• [TASK PROMPT]
Quote exactly the lines from the line containing "Generate a component" to the line containing "ChevronDown, ChevronRight, Settings", both lines included, please, and nothing more.

• [AVAILABLE RECORDS]
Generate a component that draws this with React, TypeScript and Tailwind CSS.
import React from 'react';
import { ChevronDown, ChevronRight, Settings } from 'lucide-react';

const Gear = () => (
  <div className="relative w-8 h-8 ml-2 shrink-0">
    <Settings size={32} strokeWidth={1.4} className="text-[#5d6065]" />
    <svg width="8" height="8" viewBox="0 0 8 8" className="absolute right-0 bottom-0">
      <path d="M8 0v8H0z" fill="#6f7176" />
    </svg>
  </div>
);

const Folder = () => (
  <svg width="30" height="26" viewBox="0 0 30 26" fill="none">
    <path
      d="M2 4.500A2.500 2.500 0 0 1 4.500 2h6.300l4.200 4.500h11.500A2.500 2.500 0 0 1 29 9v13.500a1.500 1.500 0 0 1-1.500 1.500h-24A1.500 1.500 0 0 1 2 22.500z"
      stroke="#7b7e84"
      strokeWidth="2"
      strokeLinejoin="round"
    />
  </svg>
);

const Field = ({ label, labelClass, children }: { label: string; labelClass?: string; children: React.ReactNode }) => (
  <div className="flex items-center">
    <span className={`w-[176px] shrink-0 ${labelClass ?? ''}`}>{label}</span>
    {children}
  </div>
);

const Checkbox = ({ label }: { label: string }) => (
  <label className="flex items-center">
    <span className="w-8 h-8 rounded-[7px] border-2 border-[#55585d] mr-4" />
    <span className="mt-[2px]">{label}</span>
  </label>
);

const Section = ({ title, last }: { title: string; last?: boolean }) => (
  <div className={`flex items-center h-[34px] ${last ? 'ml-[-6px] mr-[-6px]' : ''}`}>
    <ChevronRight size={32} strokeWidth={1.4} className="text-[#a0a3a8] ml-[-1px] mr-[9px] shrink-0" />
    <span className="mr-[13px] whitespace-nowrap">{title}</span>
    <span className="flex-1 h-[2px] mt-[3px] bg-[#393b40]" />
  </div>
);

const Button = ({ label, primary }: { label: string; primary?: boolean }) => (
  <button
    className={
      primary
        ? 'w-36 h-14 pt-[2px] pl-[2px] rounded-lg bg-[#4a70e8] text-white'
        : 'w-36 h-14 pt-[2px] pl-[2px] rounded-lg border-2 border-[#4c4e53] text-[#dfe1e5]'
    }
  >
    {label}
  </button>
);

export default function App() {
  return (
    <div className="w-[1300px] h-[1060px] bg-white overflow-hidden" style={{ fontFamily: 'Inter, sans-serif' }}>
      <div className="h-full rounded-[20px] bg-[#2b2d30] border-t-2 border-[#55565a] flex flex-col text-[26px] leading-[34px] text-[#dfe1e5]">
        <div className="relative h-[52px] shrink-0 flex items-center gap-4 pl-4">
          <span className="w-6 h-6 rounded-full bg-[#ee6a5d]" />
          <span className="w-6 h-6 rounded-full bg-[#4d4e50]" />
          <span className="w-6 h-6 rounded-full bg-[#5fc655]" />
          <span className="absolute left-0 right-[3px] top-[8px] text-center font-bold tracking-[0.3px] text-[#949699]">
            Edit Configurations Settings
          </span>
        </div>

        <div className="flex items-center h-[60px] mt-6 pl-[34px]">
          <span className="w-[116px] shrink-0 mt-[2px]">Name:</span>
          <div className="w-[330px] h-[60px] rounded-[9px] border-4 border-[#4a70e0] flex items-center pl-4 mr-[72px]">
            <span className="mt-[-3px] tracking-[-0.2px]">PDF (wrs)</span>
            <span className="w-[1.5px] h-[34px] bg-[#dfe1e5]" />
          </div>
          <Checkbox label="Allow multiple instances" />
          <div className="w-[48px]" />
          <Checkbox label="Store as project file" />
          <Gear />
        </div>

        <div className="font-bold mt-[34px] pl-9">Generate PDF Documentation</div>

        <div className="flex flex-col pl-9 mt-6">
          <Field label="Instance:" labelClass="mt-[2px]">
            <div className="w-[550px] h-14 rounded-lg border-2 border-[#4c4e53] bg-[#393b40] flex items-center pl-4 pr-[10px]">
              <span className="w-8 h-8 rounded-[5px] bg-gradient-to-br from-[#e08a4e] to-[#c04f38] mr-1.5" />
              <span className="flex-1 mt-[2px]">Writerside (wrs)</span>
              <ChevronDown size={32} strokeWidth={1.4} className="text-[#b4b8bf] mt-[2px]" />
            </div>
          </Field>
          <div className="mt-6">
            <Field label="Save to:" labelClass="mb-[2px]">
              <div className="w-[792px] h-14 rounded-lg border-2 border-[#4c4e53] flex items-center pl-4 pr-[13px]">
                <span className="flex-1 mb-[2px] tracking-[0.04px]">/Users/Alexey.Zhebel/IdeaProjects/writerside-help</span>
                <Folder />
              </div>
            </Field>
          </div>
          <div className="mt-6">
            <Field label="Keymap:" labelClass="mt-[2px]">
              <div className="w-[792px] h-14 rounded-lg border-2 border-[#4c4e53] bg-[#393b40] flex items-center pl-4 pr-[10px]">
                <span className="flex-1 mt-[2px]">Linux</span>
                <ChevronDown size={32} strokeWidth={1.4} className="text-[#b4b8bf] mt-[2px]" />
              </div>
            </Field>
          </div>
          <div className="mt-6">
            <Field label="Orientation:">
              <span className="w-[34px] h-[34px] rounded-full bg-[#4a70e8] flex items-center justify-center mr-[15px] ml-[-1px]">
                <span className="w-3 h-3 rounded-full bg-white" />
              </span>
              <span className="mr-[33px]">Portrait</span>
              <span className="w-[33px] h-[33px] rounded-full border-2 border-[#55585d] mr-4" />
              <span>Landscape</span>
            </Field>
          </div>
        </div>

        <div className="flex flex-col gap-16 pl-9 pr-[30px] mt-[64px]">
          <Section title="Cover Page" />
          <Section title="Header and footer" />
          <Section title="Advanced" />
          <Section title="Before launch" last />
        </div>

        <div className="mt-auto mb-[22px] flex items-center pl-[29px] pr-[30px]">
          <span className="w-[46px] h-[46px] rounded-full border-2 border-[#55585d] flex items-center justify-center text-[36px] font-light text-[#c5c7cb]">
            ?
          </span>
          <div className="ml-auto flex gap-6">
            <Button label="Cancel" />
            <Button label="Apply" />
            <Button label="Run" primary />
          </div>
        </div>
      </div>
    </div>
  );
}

==

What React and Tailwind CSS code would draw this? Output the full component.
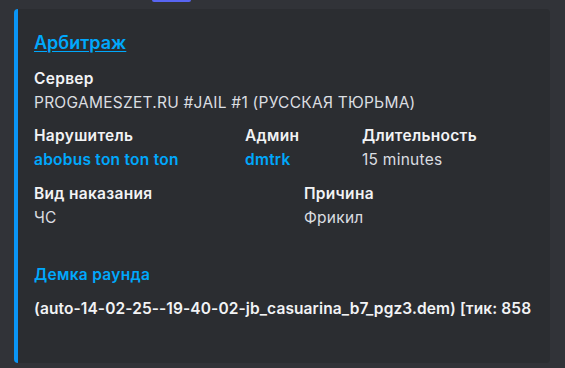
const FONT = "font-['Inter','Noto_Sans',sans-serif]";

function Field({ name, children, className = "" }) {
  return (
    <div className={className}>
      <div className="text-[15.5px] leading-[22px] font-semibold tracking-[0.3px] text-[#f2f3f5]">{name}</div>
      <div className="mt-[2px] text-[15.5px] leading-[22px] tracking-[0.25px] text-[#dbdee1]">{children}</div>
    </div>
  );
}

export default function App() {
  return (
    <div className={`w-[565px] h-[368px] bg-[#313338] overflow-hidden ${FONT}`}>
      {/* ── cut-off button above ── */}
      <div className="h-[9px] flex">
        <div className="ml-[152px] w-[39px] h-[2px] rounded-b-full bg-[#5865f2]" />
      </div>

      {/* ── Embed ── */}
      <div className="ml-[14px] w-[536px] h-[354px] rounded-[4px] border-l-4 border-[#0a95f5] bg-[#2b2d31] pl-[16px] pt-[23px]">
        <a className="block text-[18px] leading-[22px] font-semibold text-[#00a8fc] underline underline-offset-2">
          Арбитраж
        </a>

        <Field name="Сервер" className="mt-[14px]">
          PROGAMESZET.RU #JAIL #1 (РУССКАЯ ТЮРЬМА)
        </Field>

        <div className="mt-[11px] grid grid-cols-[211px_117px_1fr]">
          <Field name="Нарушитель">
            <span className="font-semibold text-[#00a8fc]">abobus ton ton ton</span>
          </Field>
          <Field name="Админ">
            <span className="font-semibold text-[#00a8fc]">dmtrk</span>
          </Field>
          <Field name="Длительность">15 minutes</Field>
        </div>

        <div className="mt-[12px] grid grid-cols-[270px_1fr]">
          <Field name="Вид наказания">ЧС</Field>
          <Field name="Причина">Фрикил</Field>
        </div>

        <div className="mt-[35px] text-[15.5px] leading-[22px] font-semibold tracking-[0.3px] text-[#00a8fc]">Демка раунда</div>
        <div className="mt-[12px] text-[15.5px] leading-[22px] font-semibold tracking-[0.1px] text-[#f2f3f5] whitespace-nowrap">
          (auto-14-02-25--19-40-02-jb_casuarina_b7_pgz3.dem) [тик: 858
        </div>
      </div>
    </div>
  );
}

...

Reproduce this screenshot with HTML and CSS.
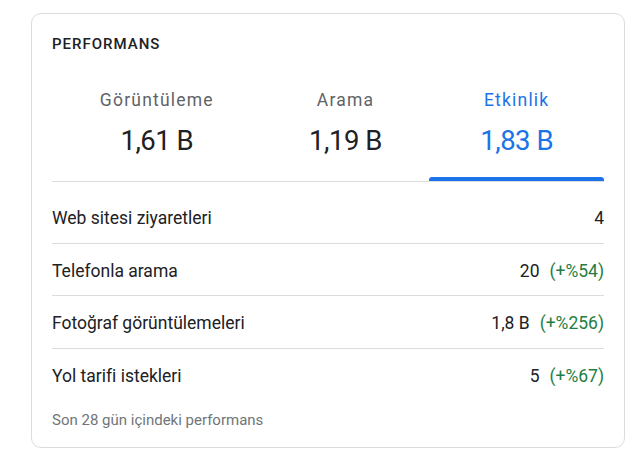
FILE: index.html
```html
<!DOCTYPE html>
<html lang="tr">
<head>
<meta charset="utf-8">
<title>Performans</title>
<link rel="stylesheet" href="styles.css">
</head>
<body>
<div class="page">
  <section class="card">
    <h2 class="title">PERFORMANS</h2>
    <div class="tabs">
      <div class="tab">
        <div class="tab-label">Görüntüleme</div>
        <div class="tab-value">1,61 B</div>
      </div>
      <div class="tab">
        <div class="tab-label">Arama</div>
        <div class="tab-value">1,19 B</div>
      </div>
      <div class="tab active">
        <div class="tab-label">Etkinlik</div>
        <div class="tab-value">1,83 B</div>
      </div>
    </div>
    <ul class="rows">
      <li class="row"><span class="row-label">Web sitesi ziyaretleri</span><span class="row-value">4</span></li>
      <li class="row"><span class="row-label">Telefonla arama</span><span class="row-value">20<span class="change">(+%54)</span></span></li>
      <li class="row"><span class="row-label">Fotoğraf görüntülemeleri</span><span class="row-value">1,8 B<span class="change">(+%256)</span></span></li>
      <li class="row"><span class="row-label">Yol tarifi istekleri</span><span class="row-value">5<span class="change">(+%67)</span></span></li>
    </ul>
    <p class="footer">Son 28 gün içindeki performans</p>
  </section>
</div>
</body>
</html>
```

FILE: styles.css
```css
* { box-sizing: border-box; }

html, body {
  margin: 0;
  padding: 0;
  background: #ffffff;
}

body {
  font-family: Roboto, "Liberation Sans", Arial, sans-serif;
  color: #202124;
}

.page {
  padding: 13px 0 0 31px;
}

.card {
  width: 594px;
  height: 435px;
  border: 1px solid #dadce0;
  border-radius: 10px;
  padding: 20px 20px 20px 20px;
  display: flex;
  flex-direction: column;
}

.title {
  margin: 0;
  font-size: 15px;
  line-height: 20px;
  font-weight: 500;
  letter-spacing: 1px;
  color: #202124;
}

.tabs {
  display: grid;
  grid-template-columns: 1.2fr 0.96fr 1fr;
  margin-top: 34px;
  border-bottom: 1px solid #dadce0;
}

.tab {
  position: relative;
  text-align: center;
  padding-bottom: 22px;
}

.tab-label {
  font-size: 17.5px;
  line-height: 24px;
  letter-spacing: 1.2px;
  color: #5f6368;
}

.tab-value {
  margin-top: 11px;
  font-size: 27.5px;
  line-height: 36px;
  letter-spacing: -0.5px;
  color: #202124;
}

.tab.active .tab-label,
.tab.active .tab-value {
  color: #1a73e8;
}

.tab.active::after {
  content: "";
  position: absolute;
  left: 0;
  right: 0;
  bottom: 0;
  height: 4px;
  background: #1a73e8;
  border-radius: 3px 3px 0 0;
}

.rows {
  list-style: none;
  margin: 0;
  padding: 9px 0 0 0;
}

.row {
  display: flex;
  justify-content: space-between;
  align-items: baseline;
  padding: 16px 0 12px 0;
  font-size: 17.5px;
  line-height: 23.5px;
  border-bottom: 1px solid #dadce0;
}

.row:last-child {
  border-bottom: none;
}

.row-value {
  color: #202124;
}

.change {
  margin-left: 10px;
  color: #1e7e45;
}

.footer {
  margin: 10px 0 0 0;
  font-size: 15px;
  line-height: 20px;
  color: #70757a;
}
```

• [COMPLETE ANSWER]
Generate a component that draws this with React, TypeScript and Tailwind CSS.
import React from 'react';
import { ChevronDown, ChevronRight, Settings } from 'lucide-react';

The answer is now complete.